This agility extends to our retailer partnerships. Each store may be independently owned, but they share a common logistics backbone, one that thrives on transparency, data sharing, and mutual trust.
Data: From insight to foresight
The smartest logistics decisions are now made in milliseconds. Data analytics is helping SPAR make faster, smarter, and more transparent decisions, whether it’s optimising inventory, managing fuel consumption, or predicting maintenance needs.
Integrated dashboards allow teams to view multiple reports in a single window. Artificial intelligence analyses trends across procurement, transport, and warehouse functions, freeing up human talent to focus on innovation rather than administration.

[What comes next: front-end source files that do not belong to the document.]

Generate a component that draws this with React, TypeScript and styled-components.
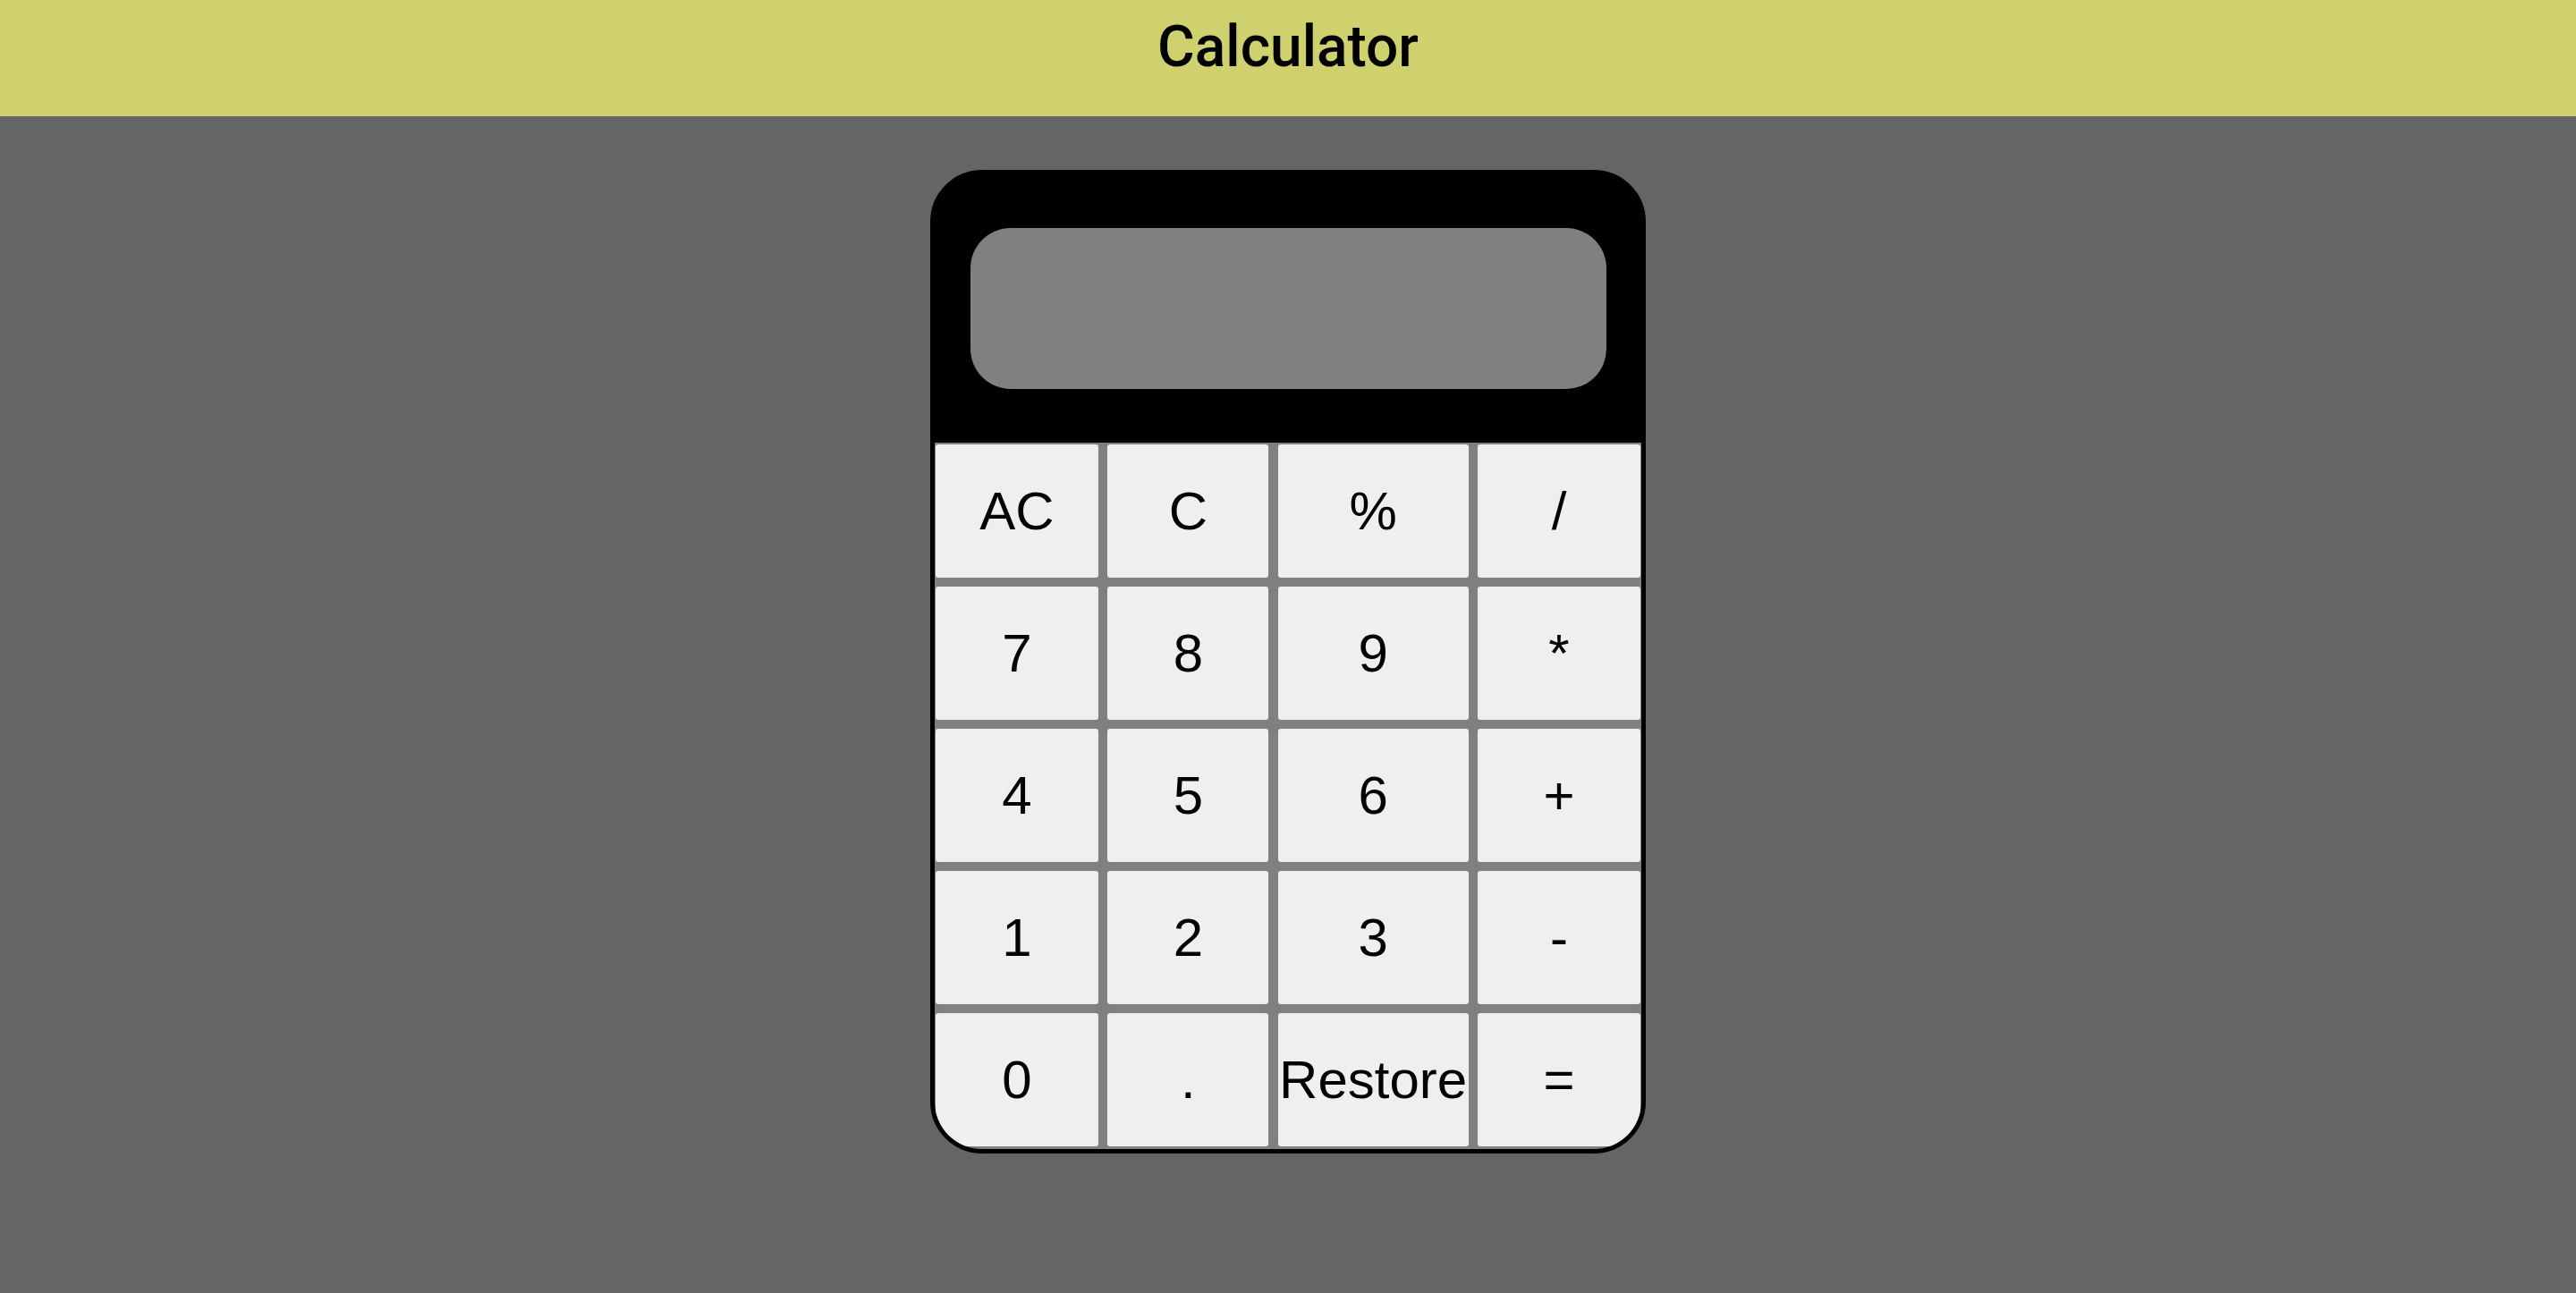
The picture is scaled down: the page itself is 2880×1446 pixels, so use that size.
import styled, { createGlobalStyle } from "styled-components";

const keys: string[][] = [
  ["AC", "C", "%", "/"],
  ["7", "8", "9", "*"],
  ["4", "5", "6", "+"],
  ["1", "2", "3", "-"],
  ["0", ".", "Restore", "="],
];

const App = (): JSX.Element => {
  return (
    <Page>
      <GlobalStyle />
      <Header>
        <Title>Calculator</Title>
      </Header>
      <Main>
        <Calculator>
          <Screen>
            <Display />
          </Screen>
          <Keypad>
            {keys.flat().map((k) => (
              <Key key={k}>{k}</Key>
            ))}
          </Keypad>
        </Calculator>
      </Main>
    </Page>
  );
};

export default App;

const GlobalStyle = createGlobalStyle`
  html, body {
    margin: 0;
    padding: 0;
    background: #656565;
  }
  * {
    box-sizing: border-box;
  }
`;

const Page = styled.div`
  min-height: 100vh;
  display: flex;
  flex-direction: column;
  background: #656565;
`;

const Header = styled.header`
  height: 130px;
  background: #cfd06e;
  display: flex;
  justify-content: center;
  align-items: flex-start;
  padding-top: 15px;
`;

const Title = styled.h1`
  margin: 0;
  font-family: Roboto, "Liberation Sans", sans-serif;
  font-size: 64px;
  font-weight: 500;
  line-height: 75px;
  color: #000;
`;

const Main = styled.main`
  flex: 1;
  display: flex;
  justify-content: center;
  padding-top: 60px;
`;

const Calculator = styled.div`
  width: 800px;
  height: 1100px;
  background: #000;
  border: 5px solid #000;
  border-radius: 58px;
  overflow: hidden;
  display: flex;
  flex-direction: column;
`;

const Screen = styled.div`
  padding: 60px 39px 60px 40px;
`;

const Display = styled.div`
  height: 180px;
  background: #808080;
  border-radius: 45px;
`;

const Keypad = styled.div`
  flex: 1;
  background: #808080;
  padding: 2px 1px 1px 1px;
  display: grid;
  grid-template-columns: 182px 180px 213px 182px;
  grid-auto-rows: 149px;
  row-gap: 10px;
  justify-content: space-between;
`;

const Key = styled.button`
  border: none;
  border-radius: 3px;
  background: #efefef;
  font-family: "Liberation Sans", Arial, sans-serif;
  font-size: 60px;
  color: #000;
  padding: 0;
  display: flex;
  align-items: center;
  justify-content: center;
  white-space: nowrap;
`;
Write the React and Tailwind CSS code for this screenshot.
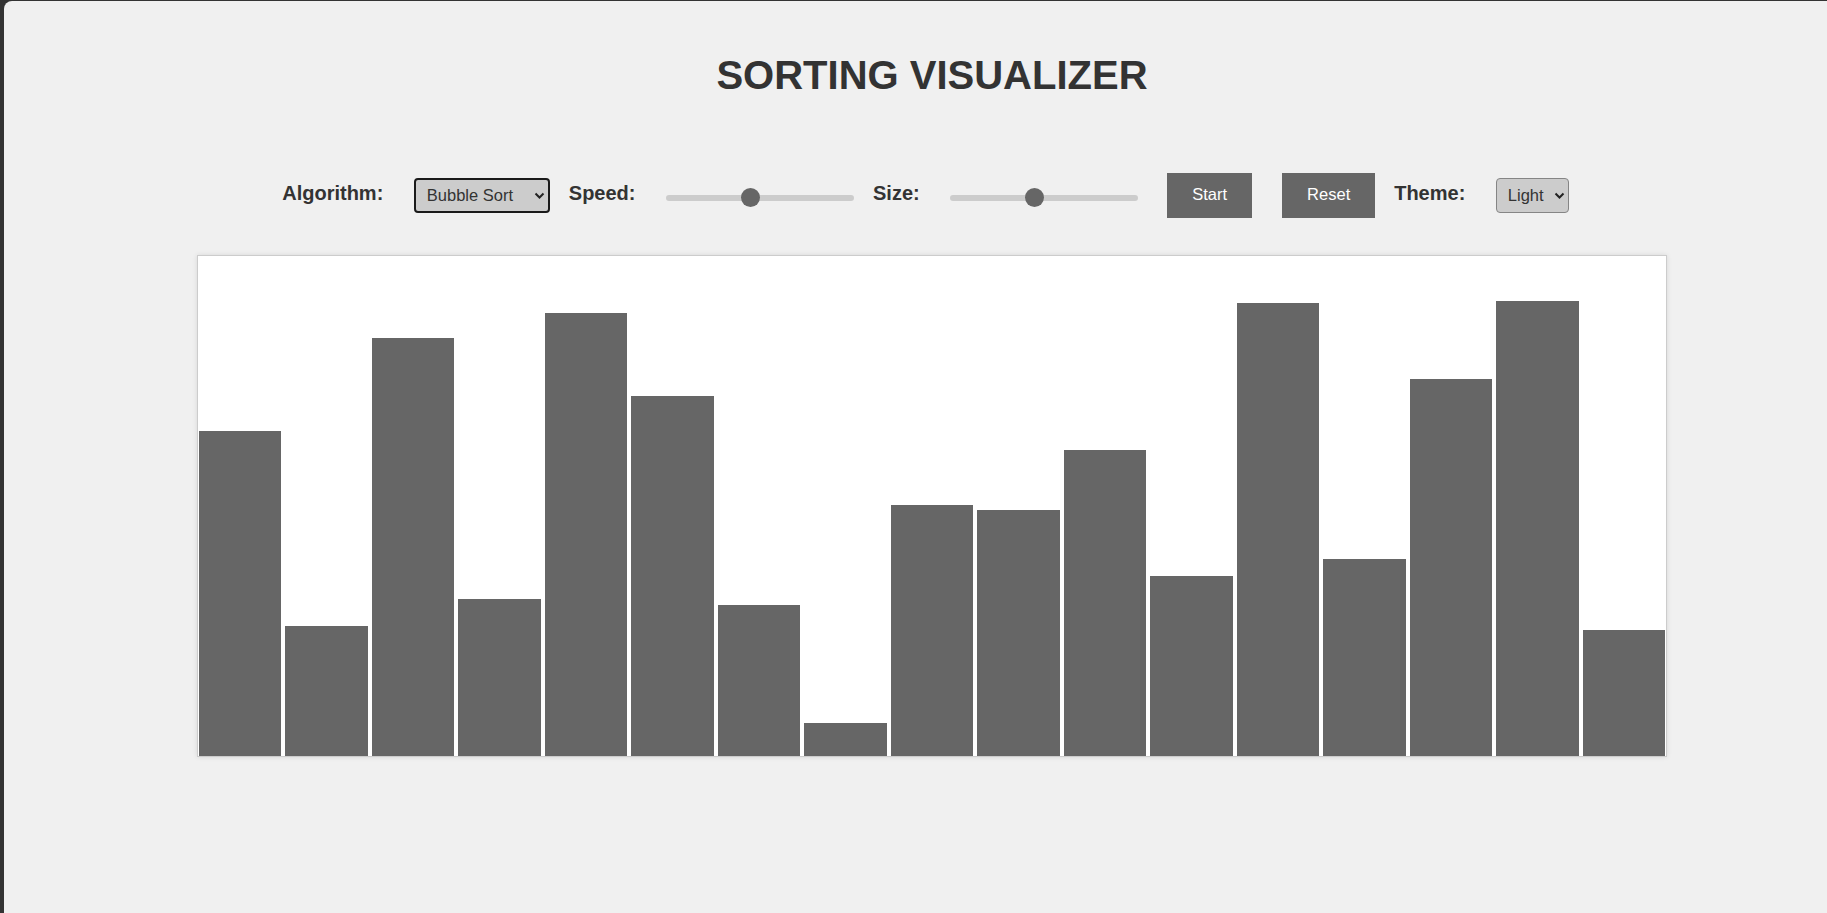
import React from "react";

// bar heights in px, read off the chart (inner height 500)
const bars = [325, 130, 418, 157, 443, 360, 151, 33, 251, 246, 306, 180, 453, 197, 377, 455, 126];

function Chevron() {
  return (
    <svg width="11" height="7" viewBox="0 0 11 7" className="shrink-0">
      <polyline points="1.5,1.5 5.5,5.5 9.5,1.5" fill="none" stroke="#222" strokeWidth="2" />
    </svg>
  );
}

function FakeSelect({ label, className }) {
  return (
    <div
      className={
        "flex h-[35px] shrink-0 items-center justify-between rounded-[4px] bg-[#cccccc] pl-[11px] pr-[3px] text-[16.5px] text-[#333] " +
        className
      }
    >
      <span>{label}</span>
      <Chevron />
    </div>
  );
}

function Slider() {
  return (
    <div className="relative mt-[4px] flex h-[19px] w-[188px] shrink-0 items-center">
      <div className="h-[6px] w-full rounded-full bg-[#cccccc]" />
      <div className="absolute left-[75px] top-0 h-[19px] w-[19px] rounded-full bg-[#666666]" />
    </div>
  );
}

function Label({ children }) {
  return <span className="mb-[5px] mr-[11.5px] shrink-0 text-[20px] font-bold text-[#333]">{children}</span>;
}

export default function App() {
  return (
    <div className="flex h-screen bg-[#333333] pl-[4px] pt-px font-['Liberation_Sans',Arial,sans-serif]">
      <div className="flex-1 overflow-hidden rounded-tl-[8px] bg-[#f0f0f0] pl-[33px] pt-[51px]">
        <h1 className="text-center text-[40px] font-bold leading-[46px] text-[#333]">SORTING VISUALIZER</h1>

        <div className="mt-[75px] flex items-center justify-center gap-[19px] pr-[13px]">
          <Label>Algorithm:</Label>
          <FakeSelect label="Bubble Sort" className="w-[136px] border-2 border-[#1a1a1a]" />
          <Label>Speed:</Label>
          <Slider />
          <Label>Size:</Label>
          <Slider />
          <button type="button" className="ml-[10px] h-[45px] w-[85px] shrink-0 bg-[#666666] pb-[2px] text-[16.5px] text-white">
            Start
          </button>
          <button type="button" className="ml-[11px] h-[45px] w-[93px] shrink-0 bg-[#666666] pb-[2px] text-[16.5px] text-white">
            Reset
          </button>
          <Label>Theme:</Label>
          <FakeSelect label="Light" className="w-[73px] border border-[#858585]" />
        </div>

        <div className="mx-auto mt-[37px] flex h-[502px] w-[1470px] items-end gap-[4px] border border-[#cccccc] bg-white px-px shadow-[0_0_5px_rgba(0,0,0,0.1)]">
          {bars.map((h, i) => (
            <div key={i} className="flex-1 bg-[#666666]" style={{ height: h }} />
          ))}
        </div>
      </div>
    </div>
  );
}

The outcome is not only efficiency but it’s also visibility. Every link in the chain sees the same truth, in real time.
Enabling local suppliers, strengthening national reach
A core part of SPAR’s logistics ecosystem is its ability to connect local suppliers with national markets. Efficient distribution centres and digital traceability allow small producers to scale sustainably, meeting national demand without compromising on quality or timing.
This “local-to-national” flow strengthens South Africa’s food security while driving inclusive economic growth - proof that logistics can be both efficient and equitable.
The future of retail logistics: Smarter, faster, more circular
Globally, the next decade of retail logistics will be defined by automation, localisation, circularity, and digital traceability. At SPAR, we see opportunity in all four.
Automation will continue to reduce waste and cost. Localisation - through micro-distribution and regional hubs - will bring goods closer to communities. Circular logistics will make reverse supply chains a norm, not a novelty. And traceability, powered by blockchain and AI, will make the entire value chain more transparent, from farm to fork.
We’re also exploring smarter delivery windows - extending into late-night operations to cut congestion and fuel usage, while accelerating cash flow between suppliers, retailers, and consumers.
Change, led by people
Technology may drive the transformation, but people sustain it. Our change-management process begins with practical, hands-on training to ensure that every warehouse operator, driver, and planner can use new systems confidently.
The goal isn’t to replace experience with software, it’s to amplify it. The more intuitive our systems become, the more empowered our teams will be to innovate on the ground.
Reimagining the road ahead
If we could reimagine retail logistics for the next decade, it would be a world of connected systems, extended delivery windows, and zero-friction collaboration between partners. Systems would be intuitive. Data would be instantaneous. Every store, regardless of size or location, would have access to the same level of insight and efficiency.
That’s the future SPAR is building - one network, flexible warehousing, one data point at a time.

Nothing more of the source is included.